Não comungamos de nenhuma ideologia claramente definida e não precisamos de nos identificar com a posição dos artigos para desejarmos publicá-los, desde que estes sejam reflexo da curiosidade sobre como enfrentar a transição que se encapela no horizonte. Não sabemos se essa transição acontecerá por um milagroso alinhamento das vontades ou forçada pela escassez alimentar e desmoronamento das instituições de que dependemos para comer. Mas, mais do que nos parecer inevitável do ponto de vista ambiental, metabólico, socio-ecológico, a transição parece-nos desejável do ponto de vista da concretização das aspirações humanas de uma vida cheia de relações e trabalho com significado na companhia do resto das maravilhas naturais.

É sobre as dúvidas deste caminho, sobre as imaginações da sua trajectória, e sobre os saberes úteis para o trilhar, que a Poucaterra quer pensar, dar a conhecer, e pôr em conversa. E talvez um dia, a meio do caminho seja difícil imaginar um mundo em que pouca gente tem muita terra e muita gente não tem nenhuma.

Duas notas antes de começarmos. A primeira é que decidimos aliviar as páginas de todas as notas de rodapé e movemos as referências para o fim da revista, organizadas pela ordem em que aparecem. As fontes das citações e referências estão lá explicitadas, assim como a fonte e explicações de afirmações avançadas como factos, ou de expressões pedidas de empréstimo que foram italícizadas.

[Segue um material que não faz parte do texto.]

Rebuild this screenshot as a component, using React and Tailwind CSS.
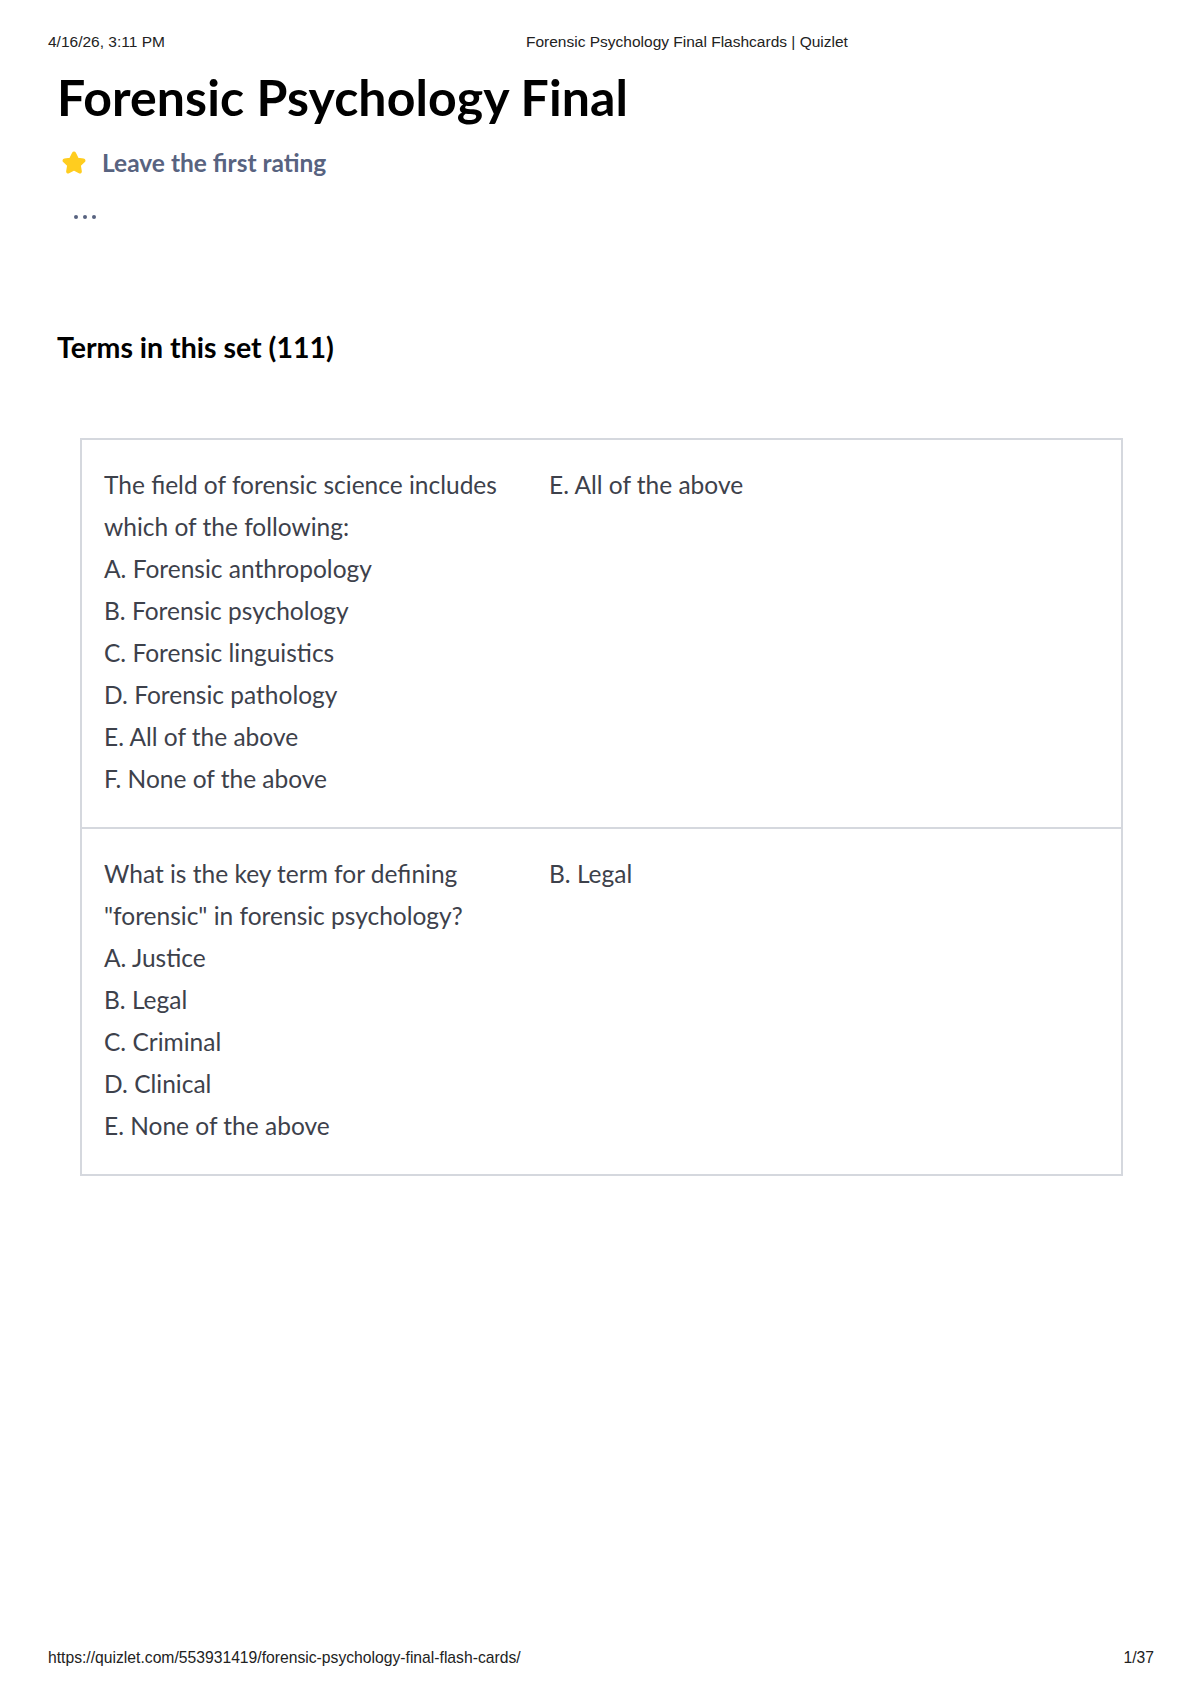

A segunda é de que os textos estão feitos há muitos meses, alguns há mais de um ano. Como nunca fizemos isto, achámos que assim que tivéssemos os textos teríamos uma revista. Parece que não é assim que funciona. Idealmente os textos voltariam a quem os escreveu para uma actualização, mas essa tarefa já estava acima das nossas forças e emoções. Deste modo, qualquer inconsistência estácio-temporal entre os textos e o presente é exclusiva responsabidade da Poucaterra.

Este número é dedicado a todos os que viram a criança em Omelas.